The notebook entry for this lab can be found here, along with an Excel file: Balmer.xlsx.

For this lab we were trying to compare values of the Rydberg constant, R, for Hydrogen and Deuterium. Here are the results we ended up with:

$R_{accepted} = 1.0967758 \times 10^7 m^{-1}$

$R_{Hydrogen} = 1.0941321 \pm .004225 \times 10^7 m^{-1}$

$R_{Deuterium} = 1.0951129 \pm .003278 \times 10^7 m^{-1}$

We used just the standard deviations as the reported error. This is because of two things: it's what the lab manual suggested and it made more sense to us because our SEMs were very small.

We also calculated some percent errors to show how close each value was to the accepted value:

%errorH = 0.241%

%errorDeu = 0.152%

#### Some Conclusions

SJK 00:59, 18 December 2008 (EST)
00:59, 18 December 2008 (EST)
You missed the fact that the mass is important...it's just a small effect on the values! But if you had enough precision to measure it (and maybe you were seeing a hint of it in the red), this would reveal very important physics. I think you missed out on a lot of learning by not reading a little more about this.

One of the things that the manual was directing us to find was the difference in the Rydberg constant and the difference in the red wavelength between the Hydrogen and Deuterium spectra. As soon as we started doing the data analysis, we concluded that there was no measurable difference in the values for the Rydberg constant. This was made especially clear after doing the error part of the analysis when we found out that the Standard Deviation and percent error were lower for Deuterium than for Hydrogen, even though being compared to the given value for Hydrogen. This seemed to suggest to us that the Rydberg constant does not depend on the mass of the atom (since that's really the only difference between Hydrogen and Deuterium), or at least not very significantly. This also seemed to fit with our intuitions, though we couldn't find any reason to have such intuitions.

Something that did seem apparent though was that the values for the red wavelengths were consistently different for Hydrogen and Deuterium, though not by a lot.
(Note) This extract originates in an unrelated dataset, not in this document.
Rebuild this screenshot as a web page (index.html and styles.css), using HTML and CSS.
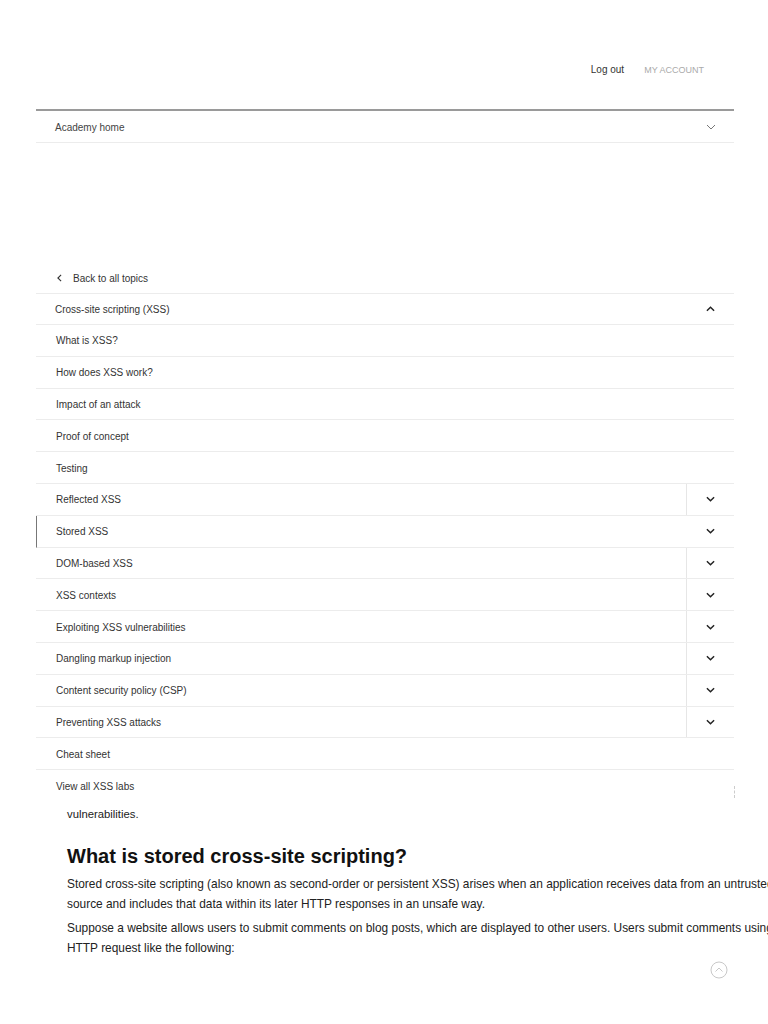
FILE: index.html
```html
<!DOCTYPE html>
<html>
<head>
<meta charset="utf-8">
<link rel="stylesheet" href="styles.css">
</head>
<body>
<div class="page">
  <header class="top">
    <a class="logout">Log out</a>
    <a class="account">MY ACCOUNT</a>
  </header>
  <nav class="home-nav">
    <div class="row home-row">
      <span class="label">Academy home</span>
      <span class="chev-cell"><svg class="chev thin" viewBox="0 0 10 6"><path d="M1 1 L5 5 L9 1"/></svg></span>
    </div>
  </nav>
  <nav class="topic-nav">
    <div class="row back-row">
      <svg class="back-chev" viewBox="0 0 6 10"><path d="M5 1 L1 5 L5 9"/></svg>
      <span class="label">Back to all topics</span>
    </div>
    <div class="row section-row">
      <span class="label">Cross-site scripting (XSS)</span>
      <span class="chev-cell"><svg class="chev" viewBox="0 0 10 6"><path d="M1 5 L5 1 L9 5"/></svg></span>
    </div>
    <div class="row item"><span class="label">What is XSS?</span></div>
    <div class="row item"><span class="label">How does XSS work?</span></div>
    <div class="row item"><span class="label">Impact of an attack</span></div>
    <div class="row item"><span class="label">Proof of concept</span></div>
    <div class="row item"><span class="label">Testing</span></div>
    <div class="row item"><span class="label">Reflected XSS</span><span class="chev-cell split"><svg class="chev" viewBox="0 0 10 6"><path d="M1 1 L5 5 L9 1"/></svg></span></div>
    <div class="row item active"><span class="label">Stored XSS</span><span class="chev-cell"><svg class="chev" viewBox="0 0 10 6"><path d="M1 1 L5 5 L9 1"/></svg></span></div>
    <div class="row item"><span class="label">DOM-based XSS</span><span class="chev-cell split"><svg class="chev" viewBox="0 0 10 6"><path d="M1 1 L5 5 L9 1"/></svg></span></div>
    <div class="row item"><span class="label">XSS contexts</span><span class="chev-cell split"><svg class="chev" viewBox="0 0 10 6"><path d="M1 1 L5 5 L9 1"/></svg></span></div>
    <div class="row item"><span class="label">Exploiting XSS vulnerabilities</span><span class="chev-cell split"><svg class="chev" viewBox="0 0 10 6"><path d="M1 1 L5 5 L9 1"/></svg></span></div>
    <div class="row item"><span class="label">Dangling markup injection</span><span class="chev-cell split"><svg class="chev" viewBox="0 0 10 6"><path d="M1 1 L5 5 L9 1"/></svg></span></div>
    <div class="row item"><span class="label">Content security policy (CSP)</span><span class="chev-cell split"><svg class="chev" viewBox="0 0 10 6"><path d="M1 1 L5 5 L9 1"/></svg></span></div>
    <div class="row item"><span class="label">Preventing XSS attacks</span><span class="chev-cell split"><svg class="chev" viewBox="0 0 10 6"><path d="M1 1 L5 5 L9 1"/></svg></span></div>
    <div class="row item"><span class="label">Cheat sheet</span></div>
    <div class="row item last"><span class="label">View all XSS labs</span><span class="scroll-mark"></span></div>
  </nav>
  <main class="content">
    <p class="tail">vulnerabilities.</p>
    <h2>What is stored cross-site scripting?</h2>
    <p>Stored cross-site scripting (also known as second-order or persistent XSS) arises when an application receives data from an untrusted source and includes that data within its later HTTP responses in an unsafe way.</p>
    <p>Suppose a website allows users to submit comments on blog posts, which are displayed to other users. Users submit comments using an HTTP request like the following:</p>
  </main>
  <a class="to-top"><svg viewBox="0 0 18 18"><circle cx="9" cy="9" r="8"/><path d="M5.5 10.5 L9 7 L12.5 10.5"/></svg></a>
</div>
</body>
</html>
```
FILE: styles.css
```css
html, body {
  margin: 0;
  padding: 0;
  background: #fff;
}
body {
  width: 768px;
  height: 1024px;
  overflow: hidden;
  font-family: "Liberation Sans", Arial, sans-serif;
  color: #333;
}
.page {
  position: relative;
  width: 768px;
  height: 1024px;
  overflow: hidden;
}
.top {
  height: 109px;
  box-sizing: border-box;
  display: flex;
  justify-content: flex-end;
  align-items: flex-start;
  gap: 20px;
  padding: 63px 64px 0 0;
}
.logout {
  font-size: 10px;
  color: #333;
  margin-top: 1px;
}
.account {
  font-size: 9px;
  color: #aaa;
  margin-top: 2px;
}
.home-nav {
  margin: 0 34px 0 36px;
  border-top: 2px solid #9a9a9a;
}
.topic-nav {
  margin: 119px 34px 0 36px;
}
.row {
  display: flex;
  align-items: stretch;
  height: 31.8px;
  box-sizing: border-box;
  border-bottom: 1px solid #ececec;
  font-size: 10px;
  color: #333;
}
.row .label {
  flex: 1;
  display: flex;
  align-items: center;
  padding-left: 19px;
  padding-top: 1px;
}
.home-row {
  height: 32px;
  color: #444;
}
.back-row {
  height: 32px;
  align-items: center;
  padding-left: 21px;
}
.back-row .label {
  padding-left: 11px;
  flex: 0 0 auto;
}
.back-chev {
  width: 5px;
  height: 8px;
  fill: none;
  stroke: #333;
  stroke-width: 1.4;
}
.section-row {
  height: 31px;
  background: #fff;
}
.item .label {
  padding-left: 20px;
}
.chev-cell {
  width: 47px;
  display: flex;
  align-items: center;
  justify-content: center;
}
.chev-cell.split {
  border-left: 1px solid #e6e6e6;
}
.chev {
  width: 9px;
  height: 6px;
  fill: none;
  stroke: #222;
  stroke-width: 1.6;
}
.chev.thin {
  stroke: #777;
  stroke-width: 1;
  width: 10px;
}
.item.active {
  border-left: 1px solid #777;
}
.item.active .label {
  padding-left: 19px;
}
.item.last {
  border-bottom: none;
  position: relative;
}
.scroll-mark {
  position: absolute;
  right: -1px;
  top: 16px;
  height: 12px;
  border-right: 1px dashed #ccc;
}
.content {
  padding-left: 67px;
  width: 728px;
  font-size: 11.9px;
  color: #222;
}
.content p {
  margin: 0 0 4px 0;
  line-height: 20px;
}
.content .tail {
  margin: 2px 0 0 0;
  line-height: 20px;
  font-size: 11.3px;
}
.content h2 {
  font-size: 20px;
  font-weight: bold;
  color: #111;
  margin: 19px 0 5px 0;
  line-height: 26px;
}
.to-top {
  position: absolute;
  left: 710px;
  top: 961px;
  width: 18px;
  height: 18px;
}
.to-top svg {
  width: 18px;
  height: 18px;
  fill: none;
  stroke: #c8c8c8;
  stroke-width: 1;
}
```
This would, in turn, affect the difference in the Rydberg constant for each if we only counted this particular wavelength at n=1. This seemed to puzzle us, but since we had some significant errors in our final calculations, we thought perhaps the mass difference mentioned above played enough of a role to shift the values ever so slightly so that we could not detect a difference in the average final values.